CBRE research forecasts 2022 demand recovery in US

US: Commercial real estate investment and services firm CBRE has predicted a late 2022 date for the US hospitality sector’s recovery.

Its research believes that the industry will benefit from a possible quick economic turnaround in 2021.

The group’s recent Hotel Horizons publication has predicted that the steep decline in RevPAR, ADR and occupancy will start to slow as the year passes. Growth will hopefully return by late 2021.

Jamie Lane, Senior Director of CBRE Hotels Research said: “The U.S. lodging sector has been hit by two headwinds in 2020: a contraction in overall economic activity and the need for social distancing. Accordingly, our current forecast calls for a 37 percent reduction in the number of room nights occupied in 2020 compared to 2019.

“There is some comfort knowing that travelers will be back on the road in full force within two years.”
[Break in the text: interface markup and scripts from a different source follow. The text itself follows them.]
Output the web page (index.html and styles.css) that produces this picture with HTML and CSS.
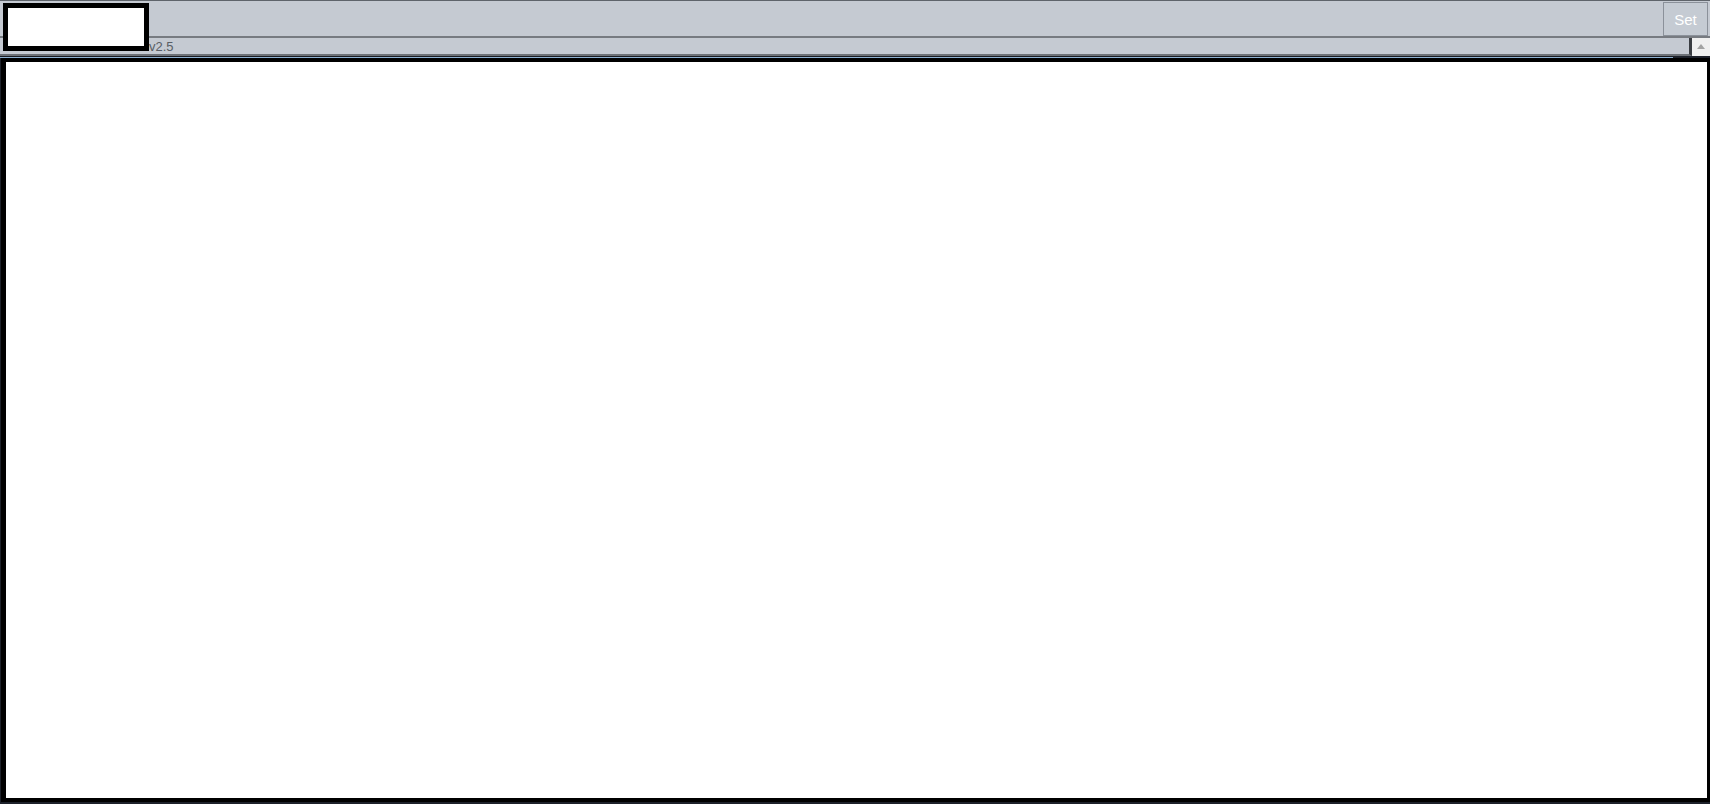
FILE: index.html
```html
<!DOCTYPE html>
<html lang="en">

<head>
  <meta charset="UTF-8">
  <meta name="viewport" content="width=device-width, initial-scale=1.0">
  <title>Viewer v2.5</title>
  <link rel="stylesheet" href="styles.css">
</head>

<body>
  <div class="topbar">
    <div class="spacer"></div>
    <button class="set-button">Set</button>
  </div>
  <div class="infobar">
    <div class="info-strip">
      <span class="version">v2.5</span>
    </div>
    <div class="scroll-col"><span class="arrow"></span></div>
  </div>
  <div class="divider"></div>
  <div class="logo"></div>
  <div class="canvas"></div>
</body>

</html>
```

FILE: styles.css
```css
body {
  margin: 0;
  padding: 0;
  font-family: "Liberation Sans", Arial, sans-serif;
  background-color: #1d212a;
  height: 804px;
  overflow: hidden;
}

.topbar {
  display: flex;
  align-items: flex-start;
  height: 35px;
  background-color: #c5cad2;
  border-top: 1px solid #5f646b;
  border-bottom: 2px solid #777b81;
}

.spacer {
  flex: 1;
}

.set-button {
  margin: 1px 2px 0 0;
  width: 45px;
  height: 34px;
  padding: 0;
  background-color: #c5cbd3;
  border: 1px solid #8b919a;
  color: #fff;
  font-family: "Liberation Sans", Arial, sans-serif;
  font-size: 15px;
}

.infobar {
  display: flex;
  height: 18px;
  background-color: #c5cad2;
}

.info-strip {
  flex: 1;
  border-right: 3px solid #3a3d42;
  border-bottom: 2px solid #6d7177;
  padding: 2px 0 0 149px;
  font-size: 13px;
  line-height: 14px;
  color: #585d64;
}

.scroll-col {
  width: 18px;
  background-color: #f0f0f0;
  display: flex;
  justify-content: center;
  padding-top: 6px;
  box-sizing: border-box;
}

.arrow {
  width: 0;
  height: 0;
  border-left: 4px solid transparent;
  border-right: 4px solid transparent;
  border-bottom: 5px solid #a3a3a3;
}

.divider {
  height: 2px;
  margin-right: 37px;
  background-color: #1a1c22;
  border-bottom: 1px solid #8fb2d3;
  box-sizing: border-box;
}

.logo {
  position: absolute;
  top: 3px;
  left: 3px;
  width: 146px;
  height: 48px;
  box-sizing: border-box;
  border: 5px solid #000;
  background-color: #fff;
}

.canvas {
  margin-left: 1px;
  height: 744px;
  box-sizing: border-box;
  border: 4px solid #000;
  border-left-width: 5px;
  border-right-width: 3px;
  background-color: #fff;
}
```
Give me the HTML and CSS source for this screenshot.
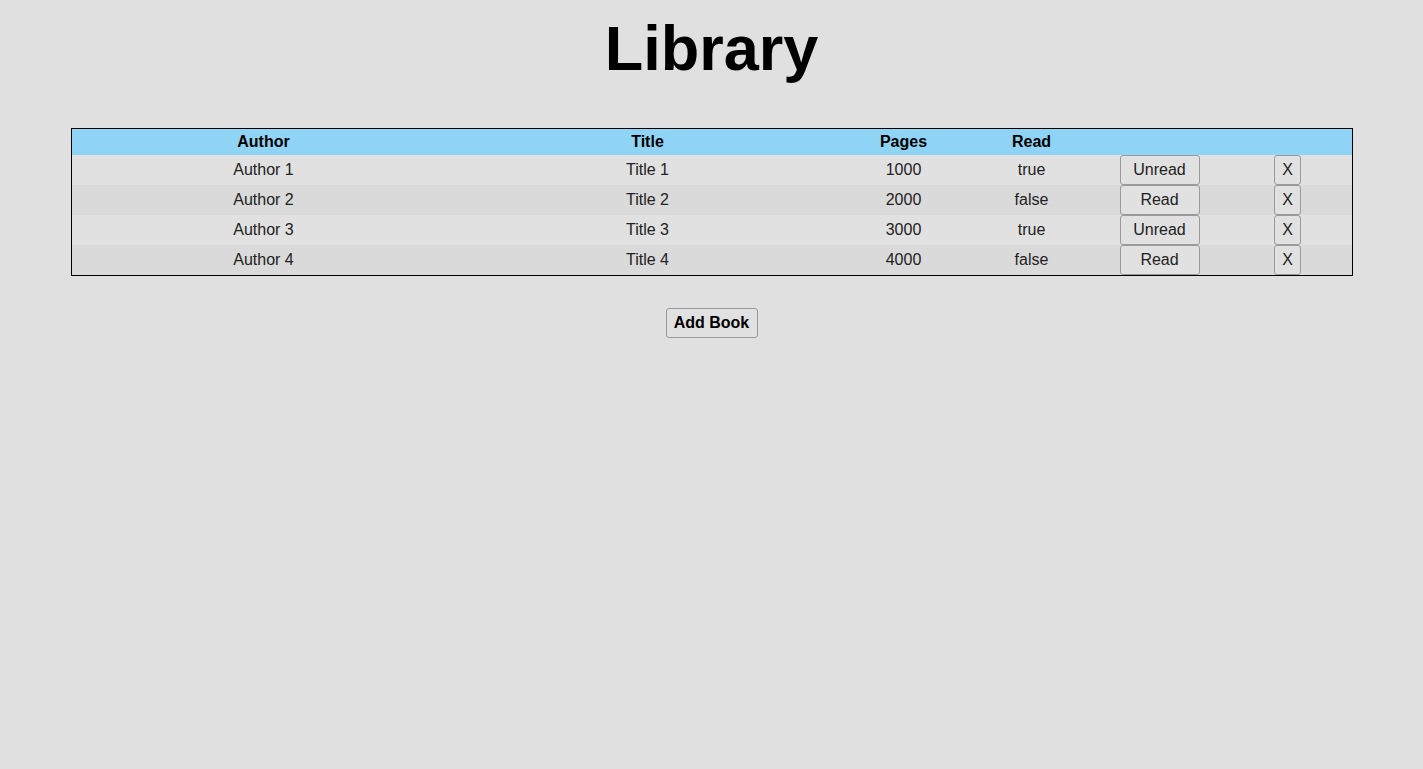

Though the report predicts a return of demand quite early, national ADR will not return until a later point in time. Even by late 2023, fewer than half of CBRE’s profiled markets will return to pre-crisis levels of revenue.

Bram Gallagher, CBRE Senior Economist Said: “Although the trough in 2020 lodging performance will be much deeper than anything we’ve seen in the past 80 years, much of this decline is not caused by underlying fundamental economic problems. Once social gathering restrictions are lifted, an expected return to the strong underlying economic conditions that existed before 2020 will restore economic production.”

CBRE is not alone in its positive forecast for recovery. Research from The Caterer predicts up to £4 billion in hospitality spending in the UK when lockdown is lifted, while additional American insights predict a boom in certain types of vacation.